** begin Raw records **
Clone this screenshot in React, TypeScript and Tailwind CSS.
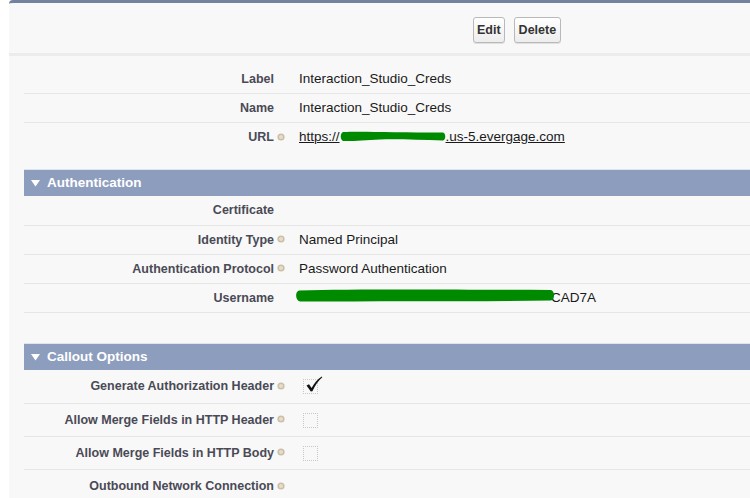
import React from "react";

const Help = () => (
  <span className="inline-block w-0 align-middle">
    <svg width="8" height="8" viewBox="0 0 8 8" className="ml-[3px] -mt-[2px] block">
      <circle cx="4" cy="4" r="3.6" fill="#cbbfa8" />
      <circle cx="4" cy="4" r="2" fill="#e6ddcc" />
    </svg>
  </span>
);

const Row = ({
  label,
  help,
  h,
  border = true,
  children,
}: {
  label: string;
  help?: boolean;
  h: string;
  border?: boolean;
  children?: React.ReactNode;
}) => (
  <div className={`flex items-center ${h} ${border ? "border-b border-[#e6e6e6]" : ""}`}>
    <div className="w-[250px] text-right text-[12.5px] font-bold text-[#4a4a56] whitespace-nowrap">
      {label}
      {help && <Help />}
    </div>
    <div className="ml-[25px] text-[13.5px] text-[#1a1a1a] whitespace-nowrap">{children}</div>
  </div>
);

const Header = ({ title }: { title: string }) => (
  <div className="flex items-center bg-[#8d9dbd] border-t border-[#dfe3ea] text-white font-bold text-[13.5px] pl-[7px] h-[27px]">
    <svg width="9" height="7" viewBox="0 0 9 7" className="mr-[7px]">
      <path d="M0 0 L9 0 L4.5 6.5 Z" fill="#ffffff" />
    </svg>
    {title}
  </div>
);

const Box = ({ checked }: { checked?: boolean }) => (
  <span className="relative inline-block w-[15px] h-[15px] border border-dotted border-[#c8c8c8] ml-[4px] align-middle">
    {checked && (
      <svg width="18" height="17" viewBox="0 0 18 17" className="absolute left-[1px] -top-[4px]">
        <path
          d="M1.5 9.5 L4 8.2 L6.6 12 C9 7.5 12.5 3.5 16.8 0.6 L17.3 1.2 C13 5 10 9.5 7.4 15.3 L5.8 15.6 Z"
          fill="#111"
        />
      </svg>
    )}
  </span>
);

const btn =
  "h-[26px] px-[3px] rounded-[3px] border border-[#b9b9b9] bg-gradient-to-b from-white to-[#ededed] text-[12.5px] font-bold text-[#333] shadow-[0_1px_0_#e0e0e0]";

export default function App() {
  return (
    <div className="w-[750px] h-[498px] bg-white overflow-hidden font-['Liberation_Sans',Arial,sans-serif]">
      <div className="ml-[9px] h-[498px] bg-[#f8f8f8] border-t-[3px] border-[#72829f] rounded-tl-[4px]">
        <div className="h-[53px] border-b-[3px] border-[#ececec] flex items-start pt-[14px] pl-[464px] gap-[9px]">
          <button className={btn}>Edit</button>
          <button className={`${btn} px-[4px]`}>Delete</button>
        </div>
        <div className="pl-[15px]">
          <div className="pt-[9px]">
            <Row label="Label" h="h-[29px]">Interaction_Studio_Creds</Row>
            <Row label="Name" h="h-[29px]">Interaction_Studio_Creds</Row>
            <Row label="URL" help h="h-[29px]" border={false}>
              <span className="underline">
                https://
                <svg width="106" height="11" viewBox="0 0 106 11" className="inline-block align-middle -mt-[2px]">
                  <path
                    d="M3 1 C20 0 55 1.5 103 1.5 C106 2.5 106 8.5 103 9.5 C80 9 60 8 40 8.5 C25 9 12 10.5 3 10 C0 9 0 2 3 1 Z"
                    fill="#008a00"
                  />
                </svg>
                .us-5.evergage.com
              </span>
            </Row>
          </div>
          <div className="h-[17px]" />
          <Header title="Authentication" />
          <Row label="Certificate" h="h-[30px]" />
          <Row label="Identity Type" help h="h-[29px]">Named Principal</Row>
          <Row label="Authentication Protocol" help h="h-[29px]">Password Authentication</Row>
          <Row label="Username" h="h-[29px]">
            <span className="relative inline-block -ml-[4px]">
              <span className="inline-block w-[256px]" />
              CAD7A
              <svg width="260" height="13" viewBox="0 0 260 13" className="absolute left-0 top-[1px]">
                <path
                  d="M4 1.5 C60 0 150 0.5 256 1 C260 2 260 10.5 256 11.5 C180 12.5 90 12 5 12.5 C0 11.5 0 2.5 4 1.5 Z"
                  fill="#008a00"
                />
              </svg>
            </span>
          </Row>
          <div className="h-[30px]" />
          <Header title="Callout Options" />
          <Row label="Generate Authorization Header" help h="h-[34px]">
            <Box checked />
          </Row>
          <Row label="Allow Merge Fields in HTTP Header" help h="h-[33px]">
            <Box />
          </Row>
          <Row label="Allow Merge Fields in HTTP Body" help h="h-[33px]">
            <Box />
          </Row>
          <Row label="Outbound Network Connection" help h="h-[33px]" border={false} />
        </div>
      </div>
    </div>
  );
}
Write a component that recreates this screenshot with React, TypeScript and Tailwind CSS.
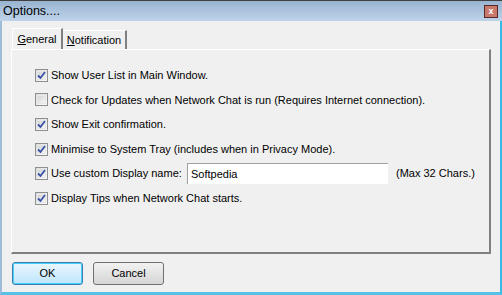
const font = "font-['Liberation_Sans',Arial,sans-serif]";

function CheckBox({ checked }: { checked: boolean }) {
  return (
    <span className="relative inline-block h-[13px] w-[13px] shrink-0 border border-[#8e8f8f] bg-gradient-to-br from-[#dcdcdc] to-[#fbfbfb]">
      <span className="absolute inset-[1px] border border-[#e6e6e6] bg-gradient-to-br from-[#d2d4d6] to-[#f6f6f6]" />
      {checked && (
        <svg className="absolute left-[1px] top-[1px]" width="9" height="9" viewBox="0 0 9 9">
          <path d="M1 4.5 L3.5 7 L8 1" fill="none" stroke="#3a52a6" strokeWidth="1.8" />
        </svg>
      )}
    </span>
  );
}

function Row({ checked, children }: { checked: boolean; children: React.ReactNode }) {
  return (
    <div className="flex h-[24.6px] items-center gap-[3px] whitespace-nowrap">
      <CheckBox checked={checked} />
      {children}
    </div>
  );
}

export default function App() {
  return (
    <div className={`${font} relative flex h-[295px] w-[502px] flex-col overflow-hidden bg-[#f0f0f0] text-[11px] text-black`}>
      {/* title bar */}
      <div className="flex h-[21px] shrink-0 items-center justify-between border-t border-[#404040] bg-gradient-to-b from-[#99b4d1] to-[#bfd4ea] pl-[3px] pr-[4px]">
        <span className="text-[12.5px] leading-none">Options....</span>
        <span className="flex h-[13px] w-[14px] items-center justify-center border border-[#5a2a2a] bg-[#c9786c] text-[9px] font-bold leading-none text-white">
          x
        </span>
      </div>
      <div className="flex flex-1 flex-col border-b-[3px] border-l-[2px] border-r-[2px] border-b-[#56c0e6] border-l-[#9fbbd8] border-r-[#3ab9e7]">
        {/* tabs */}
        <div className="flex h-[28px] items-end pl-[10px]">
          <div className="flex h-[21px] w-[51px] items-center justify-center border-l border-r-2 border-t border-l-white border-r-[#808080] border-t-white">
            <span><span className="underline">G</span>eneral</span>
          </div>
          <div className="flex h-[19px] w-[64px] items-center justify-center border-r-2 border-t border-r-[#808080] border-t-white">
            <span><span className="underline">N</span>otification</span>
          </div>
        </div>
        <div className="mx-[9px] h-[205px] border-b-2 border-l border-r-2 border-t border-b-[#808080] border-l-white border-r-[#808080] border-t-white pl-[23px] pt-[13px]">
          <Row checked>Show User List in Main Window.</Row>
          <Row checked={false}>Check for Updates when Network Chat is run (Requires Internet connection).</Row>
          <Row checked>Show Exit confirmation.</Row>
          <Row checked>Minimise to System Tray (includes when in Privacy Mode).</Row>
          <Row checked>
            <span className="w-[133px]">Use custom Display name:</span>
            <span className="flex h-[21px] w-[201px] items-center border-l border-t border-l-[#a0a0a0] border-t-[#a0a0a0] bg-white pl-[3px]">Softpedia</span>
            <span className="ml-[5px]">(Max 32 Chars.)</span>
          </Row>
          <Row checked>Display Tips when Network Chat starts.</Row>
        </div>
        <div className="flex gap-[10px] pl-[10px] pt-[8px]">
          <button className="h-[23px] w-[71px] rounded-[3px] border border-[#3c7fb1] bg-gradient-to-b from-[#eaf6fd] to-[#bee6fd] shadow-[inset_0_0_0_1px_#48d0fd]">OK</button>
          <button className="h-[23px] w-[71px] rounded-[3px] border border-[#707070] bg-gradient-to-b from-[#f2f2f2] to-[#d5d5d5]">Cancel</button>
        </div>
      </div>
    </div>
  );
}
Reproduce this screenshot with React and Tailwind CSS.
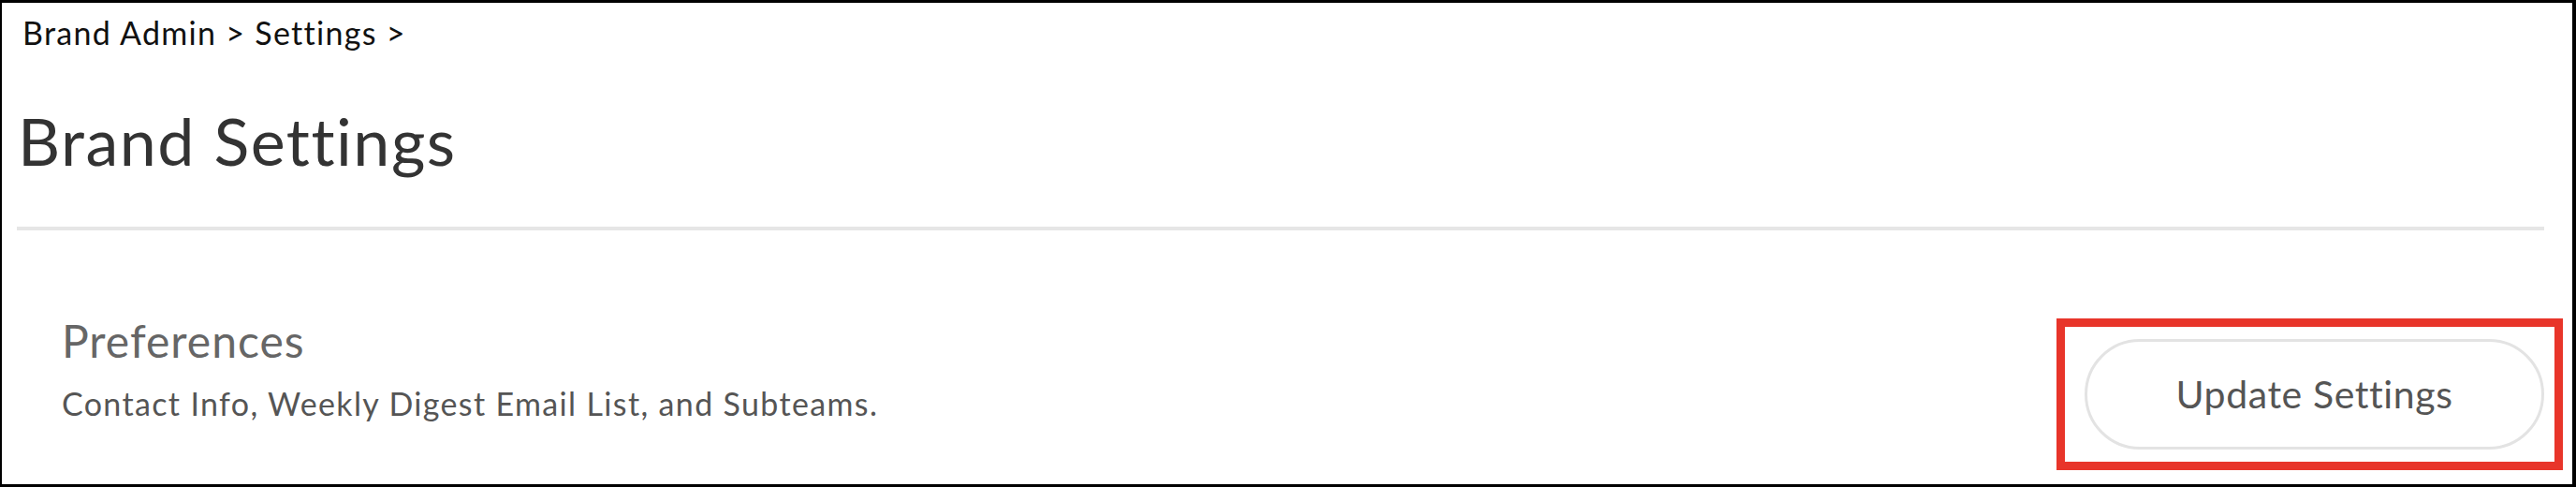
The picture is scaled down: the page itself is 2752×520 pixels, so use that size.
export default function App() {
  return (
    <div
      className="relative w-[2752px] h-[520px] bg-white border-black border-t-[3px] border-l-[2px] border-r-[4px] border-b-[3px] overflow-hidden"
      style={{ fontFamily: "Lato, 'Open Sans', sans-serif" }}
    >
      <div className="pl-[16px] pr-[30px]">
        <div className="pt-[14px] pl-[6px] text-[34px] leading-[36px] tracking-[1.3px] text-[#111111]">
          Brand Admin &gt; Settings &gt;
        </div>
        <h1 className="mt-[57px] pl-[1px] text-[70px] leading-[80px] tracking-[1.5px] text-[#333333] font-normal">
          Brand Settings
        </h1>
        <div className="mt-[52px] h-[4px] bg-[#e6e6e6]" />
        <div className="flex items-start justify-between pl-[48px] mt-[90px]">
          <div>
            <div className="text-[48px] leading-[56px] tracking-[1px] text-[#666666]">Preferences</div>
            <div className="mt-[19px] text-[34px] leading-[40px] tracking-[1.35px] text-[#555555]">
              Contact Info, Weekly Digest Email List, and Subteams.
            </div>
          </div>
          <button className="mt-[26px] w-[491px] h-[118px] rounded-full border-[3px] border-[#e3e3e3] bg-white text-[41px] tracking-[0.6px] text-[#555555]">
            Update Settings
          </button>
        </div>
      </div>
      <div className="absolute left-[2195px] top-[337px] w-[541px] h-[162px] border-[9px] border-[#e8352a]" />
    </div>
  );
}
** end Raw records **
_Task brief_
Go back to the entries above and restate word for word every line from the first through the one that contains "px-[3px] rounded-[3px] border", leaving the pictures behind.

_Exercise result_
Clone this screenshot in React, TypeScript and Tailwind CSS.
import React from "react";

const Help = () => (
  <span className="inline-block w-0 align-middle">
    <svg width="8" height="8" viewBox="0 0 8 8" className="ml-[3px] -mt-[2px] block">
      <circle cx="4" cy="4" r="3.6" fill="#cbbfa8" />
      <circle cx="4" cy="4" r="2" fill="#e6ddcc" />
    </svg>
  </span>
);

const Row = ({
  label,
  help,
  h,
  border = true,
  children,
}: {
  label: string;
  help?: boolean;
  h: string;
  border?: boolean;
  children?: React.ReactNode;
}) => (
  <div className={`flex items-center ${h} ${border ? "border-b border-[#e6e6e6]" : ""}`}>
    <div className="w-[250px] text-right text-[12.5px] font-bold text-[#4a4a56] whitespace-nowrap">
      {label}
      {help && <Help />}
    </div>
    <div className="ml-[25px] text-[13.5px] text-[#1a1a1a] whitespace-nowrap">{children}</div>
  </div>
);

const Header = ({ title }: { title: string }) => (
  <div className="flex items-center bg-[#8d9dbd] border-t border-[#dfe3ea] text-white font-bold text-[13.5px] pl-[7px] h-[27px]">
    <svg width="9" height="7" viewBox="0 0 9 7" className="mr-[7px]">
      <path d="M0 0 L9 0 L4.5 6.5 Z" fill="#ffffff" />
    </svg>
    {title}
  </div>
);

const Box = ({ checked }: { checked?: boolean }) => (
  <span className="relative inline-block w-[15px] h-[15px] border border-dotted border-[#c8c8c8] ml-[4px] align-middle">
    {checked && (
      <svg width="18" height="17" viewBox="0 0 18 17" className="absolute left-[1px] -top-[4px]">
        <path
          d="M1.5 9.5 L4 8.2 L6.6 12 C9 7.5 12.5 3.5 16.8 0.6 L17.3 1.2 C13 5 10 9.5 7.4 15.3 L5.8 15.6 Z"
          fill="#111"
        />
      </svg>
    )}
  </span>
);

const btn =
  "h-[26px] px-[3px] rounded-[3px] border border-[#b9b9b9] bg-gradient-to-b from-white to-[#ededed] text-[12.5px] font-bold text-[#333] shadow-[0_1px_0_#e0e0e0]";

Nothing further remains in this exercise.